Free - but to reserve seats guests must register for seats in advance (below). Limit of 9 tickets per order.

Best for: 
Teens and Adults

About the Program:
This presentation draws from the personal experiences of Jerry H. Trachtman during the years he spent working on the Apollo program at the Kennedy Space Center. The presentation chronicles the story of the Apollo missions from Jerry’s behind-the-scenes personal perspective as an Apollo Spacecraft Operations Engineer and includes video, photos, and Apollo artifacts. Accomplishing the goal set by President Kennedy in less than 10 years, the six Apollo lunar landings represented a quantum leap in scientific and technological achievement -- an accomplishment of a magnitude the world had never seen before.

About the Speaker:
After receiving his degree in Electrical Engineering at Penn State University, Jerry accepted a position at the Kennedy Space Center as an Apollo Spacecraft Operations Engineer.
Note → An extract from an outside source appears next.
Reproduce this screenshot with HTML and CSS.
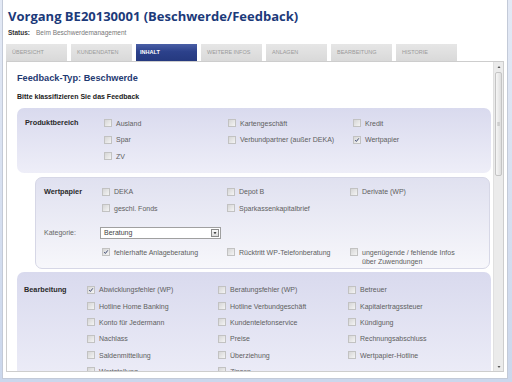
FILE: index.html
```html
<!DOCTYPE html>
<html>
<head>
<meta charset="utf-8">
<link rel="stylesheet" href="styles.css">
</head>
<body>
<div class="window">
  <h1 class="title">Vorgang BE20130001 (Beschwerde/Feedback)</h1>
  <div class="status"><b>Status:</b><span>Beim Beschwerdemanagement</span></div>
  <div class="tabs">
    <div class="tab">Übersicht</div>
    <div class="tab">Kundendaten</div>
    <div class="tab active">Inhalt</div>
    <div class="tab">Weitere Infos</div>
    <div class="tab">Anlagen</div>
    <div class="tab">Bearbeitung</div>
    <div class="tab">Historie</div>
  </div>
  <div class="panel">
    <div class="content">
      <h2 class="heading">Feedback-Typ: Beschwerde</h2>
      <p class="intro">Bitte klassifizieren Sie das Feedback</p>

      <div class="box produkt">
        <div class="label">Produktbereich</div>
        <div class="grid">
          <div class="item"><i class="cb"></i>Ausland</div>
          <div class="item"><i class="cb"></i>Kartengeschäft</div>
          <div class="item"><i class="cb"></i>Kredit</div>
          <div class="item"><i class="cb"></i>Spar</div>
          <div class="item"><i class="cb"></i>Verbundpartner (außer DEKA)</div>
          <div class="item"><i class="cb on"><svg viewBox="0 0 8 8"><path d="M1.6 4.2 L3.2 5.9 L6.4 1.8"/></svg></i>Wertpapier</div>
          <div class="item"><i class="cb"></i>ZV</div>
        </div>
      </div>

      <div class="box sub">
        <div class="subtop">
          <div class="label">Wertpapier</div>
          <div class="grid">
            <div class="item"><i class="cb"></i>DEKA</div>
            <div class="item"><i class="cb"></i>Depot B</div>
            <div class="item"><i class="cb"></i>Derivate (WP)</div>
            <div class="item"><i class="cb"></i>geschl. Fonds</div>
            <div class="item"><i class="cb"></i>Sparkassenkapitalbrief</div>
          </div>
        </div>
        <div class="kategorie">
          <span class="klabel">Kategorie:</span>
          <div class="select"><span>Beratung</span><i class="sbtn"><svg viewBox="0 0 8 8"><path d="M2 3 L6 3 L4 5.4 Z"/></svg></i></div>
        </div>
        <div class="grid lower">
          <div class="item"><i class="cb on"><svg viewBox="0 0 8 8"><path d="M1.6 4.2 L3.2 5.9 L6.4 1.8"/></svg></i>fehlerhafte Anlageberatung</div>
          <div class="item"><i class="cb"></i>Rücktritt WP-Telefonberatung</div>
          <div class="item"><i class="cb"></i><span>ungenügende / fehlende Infos<br>über Zuwendungen</span></div>
        </div>
      </div>

      <div class="box bearb">
        <div class="label">Bearbeitung</div>
        <div class="grid">
          <div class="item"><i class="cb on"><svg viewBox="0 0 8 8"><path d="M1.6 4.2 L3.2 5.9 L6.4 1.8"/></svg></i>Abwicklungsfehler (WP)</div>
          <div class="item"><i class="cb"></i>Beratungsfehler (WP)</div>
          <div class="item"><i class="cb"></i>Betreuer</div>
          <div class="item"><i class="cb"></i>Hotline Home Banking</div>
          <div class="item"><i class="cb"></i>Hotline Verbundgeschäft</div>
          <div class="item"><i class="cb"></i>Kapitalertragssteuer</div>
          <div class="item"><i class="cb"></i>Konto für Jedermann</div>
          <div class="item"><i class="cb"></i>Kundentelefonservice</div>
          <div class="item"><i class="cb"></i>Kündigung</div>
          <div class="item"><i class="cb"></i>Nachlass</div>
          <div class="item"><i class="cb"></i>Preise</div>
          <div class="item"><i class="cb"></i>Rechnungsabschluss</div>
          <div class="item"><i class="cb"></i>Saldenmitteilung</div>
          <div class="item"><i class="cb"></i>Überziehung</div>
          <div class="item"><i class="cb"></i>Wertpapier-Hotline</div>
          <div class="item"><i class="cb"></i>Wertstellung</div>
          <div class="item"><i class="cb"></i>Zinsen</div>
        </div>
      </div>
    </div>
    <div class="scrollbar">
      <div class="sarrow"><svg viewBox="0 0 8 8"><path d="M2.5 5 L5.5 5 L4 3 Z"/></svg></div>
      <div class="strack">
        <div class="thumb"><svg viewBox="0 0 6 6"><path d="M1.5 1.5 H4.5 M1.5 3 H4.5 M1.5 4.5 H4.5"/></svg></div>
      </div>
      <div class="sarrow"><svg viewBox="0 0 8 8"><path d="M2.5 3 L5.5 3 L4 5 Z"/></svg></div>
    </div>
  </div>
</div>
</body>
</html>
```

FILE: styles.css
```css
html, body {
  margin: 0;
  padding: 0;
}
body {
  width: 512px;
  height: 382px;
  overflow: hidden;
  background: linear-gradient(180deg, #e3e9f5 0%, #cbd7ec 100%);
  font-family: "Liberation Sans", Arial, sans-serif;
}
.window {
  margin-left: 2px;
  width: 506px;
  height: 379px;
  box-sizing: border-box;
  border: 1px solid #c3cad8;
  border-top: none;
  background: #fff;
  padding: 0 0 0 3px;
  overflow: hidden;
}
.title {
  margin: 8px 0 0 2px;
  font-family: "Open Sans", "Liberation Sans", sans-serif;
  font-weight: 700;
  font-size: 13px;
  line-height: 16px;
  color: #1c3a7a;
  white-space: nowrap;
}
.status {
  margin: 4px 0 0 2px;
  font-size: 6.5px;
  line-height: 10px;
  color: #777;
  display: flex;
  gap: 6px;
}
.status b {
  color: #333;
}
.tabs {
  margin-top: 6px;
  display: flex;
  gap: 4px;
  height: 17px;
}
.tab {
  width: 61px;
  height: 17px;
  box-sizing: border-box;
  padding-left: 6px;
  background: linear-gradient(180deg, #e6e6e6, #d9d9d9);
  color: #9a9a9a;
  font-size: 5.5px;
  line-height: 17px;
  text-transform: uppercase;
  white-space: nowrap;
}
.tab.active {
  background: linear-gradient(180deg, #4a5fa6 0%, #2c418b 45%, #25397f 100%);
  color: #fff;
  font-weight: 700;
  padding-left: 4px;
}
.panel {
  width: 498px;
  height: 311px;
  box-sizing: border-box;
  border: 1px solid #cdcdcd;
  display: flex;
  background: #fff;
}
.content {
  flex: 1;
  overflow: hidden;
  padding: 10px 0 0 10px;
  min-width: 0;
}
.heading {
  margin: 0;
  font-size: 9.2px;
  line-height: 12px;
  font-weight: 700;
  color: #1f3a72;
}
.intro {
  margin: 8px 0 0 0;
  font-size: 7px;
  line-height: 10px;
  font-weight: 700;
  color: #222;
}
.box {
  border-radius: 7px;
  background: linear-gradient(180deg, #d9daee 0%, #eeeef8 100%);
  display: flex;
}
.produkt {
  margin: 6px 2px 0 0;
  padding: 7px 0 8px 8px;
}
.label {
  font-size: 7.3px;
  font-weight: 700;
  color: #2a2a2a;
  line-height: 16.5px;
  flex: none;
}
.produkt .label {
  width: 79px;
}
.grid {
  display: grid;
  grid-auto-rows: 16.5px;
  flex: 1;
}
.produkt .grid {
  grid-template-columns: 124px 125px 1fr;
}
.item {
  display: flex;
  align-items: center;
  gap: 4px;
  font-size: 7px;
  color: #606060;
  white-space: nowrap;
}
.cb {
  flex: none;
  width: 8px;
  height: 8px;
  box-sizing: border-box;
  border: 1px solid #c2c2c2;
  background: linear-gradient(135deg, #d6d6d6 0%, #f4f4f4 100%);
  display: flex;
  align-items: center;
  justify-content: center;
}
.cb svg {
  width: 8px;
  height: 8px;
  fill: none;
  stroke: #3a4670;
  stroke-width: 1.3;
}
.sub {
  margin: 4px 3px 0 18px;
  padding: 6px 0 2px 8px;
  border: 1px solid #d6d7e6;
  background: linear-gradient(180deg, #e0e1f0 0%, #f7f7fb 100%);
  flex-direction: column;
}
.subtop {
  display: flex;
}
.sub .label {
  width: 58px;
}
.sub .grid {
  grid-template-columns: 125px 123px 1fr;
}
.kategorie {
  display: flex;
  align-items: center;
  margin-top: 10px;
  height: 12px;
}
.klabel {
  width: 56px;
  font-size: 7px;
  color: #666;
}
.select {
  width: 121px;
  height: 12px;
  box-sizing: border-box;
  border: 1px solid #a0a0a0;
  background: #fff;
  display: flex;
  align-items: center;
  justify-content: space-between;
  padding: 0 1px 0 3px;
  font-size: 7px;
  color: #444;
}
.sbtn {
  width: 8px;
  height: 8px;
  box-sizing: border-box;
  border: 1px solid #8a8a8a;
  background: linear-gradient(180deg, #fafafa, #dcdcdc);
  display: flex;
}
.sbtn svg {
  width: 6px;
  height: 6px;
  fill: #111;
}
.grid.lower {
  margin: 9px 0 0 58px;
  grid-auto-rows: auto;
}
.grid.lower .item {
  align-items: flex-start;
  line-height: 9px;
}
.grid.lower .cb {
  margin-top: 0.5px;
}
.bearb {
  margin: 3px 2px 0 0;
  padding: 10px 0 8px 7px;
}
.bearb .label {
  width: 63px;
  line-height: 16.35px;
}
.bearb .grid {
  grid-template-columns: 131px 130px 1fr;
  grid-auto-rows: 16.35px;
}
.scrollbar {
  flex: none;
  width: 9px;
  background: #ebebeb;
  border-left: 1px solid #e0e0e0;
  display: flex;
  flex-direction: column;
}
.sarrow {
  height: 9px;
  flex: none;
  display: flex;
  align-items: center;
  justify-content: center;
}
.sarrow svg {
  width: 8px;
  height: 8px;
  fill: #555;
}
.strack {
  flex: 1;
  padding-top: 1px;
}
.thumb {
  height: 104px;
  margin: 0 1px;
  box-sizing: border-box;
  border: 1px solid #c4c4c4;
  border-radius: 2px;
  background: linear-gradient(90deg, #f6f6f6, #dedede);
  display: flex;
  align-items: center;
  justify-content: center;
}
.thumb svg {
  width: 6px;
  height: 6px;
  fill: none;
  stroke: #999;
  stroke-width: 0.6;
}
```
Beginning with the first manned Apollo mission, Apollo 7 in 1968, his responsibilities included the prelaunch and launch test and checkout of the Apollo spacecraft instrumentation and telemetry systems, and he served as lead engineer of the lunar orbital science experiments which flew on Apollo 15, Apollo 16 and the last Apollo mission, Apollo 17. He participated in the engineering support provided by Kennedy Space Center to the ill-fated Apollo 13 mission, which ended with the crew’s safe return to earth.

Jerry left the engineering world in 1974, entered law school and received his degree at the University of Florida College of Law in 1976. His law practice emphasizes aviation and space related legal matters, and he is one of 42 lawyers recognized by the Florida Bar as a Board Certified Specialist in Aviation Law. Jerry serves on the Legal Advisory Council of For All Moonkind, Inc., a non-profit whose mission is to ensure the six Apollo Lunar Landing sites and similar sites in outer space are recognized for their outstanding value to humanity and are preserved and protected for posterity by the United Nations and the international community as part of our common human heritage.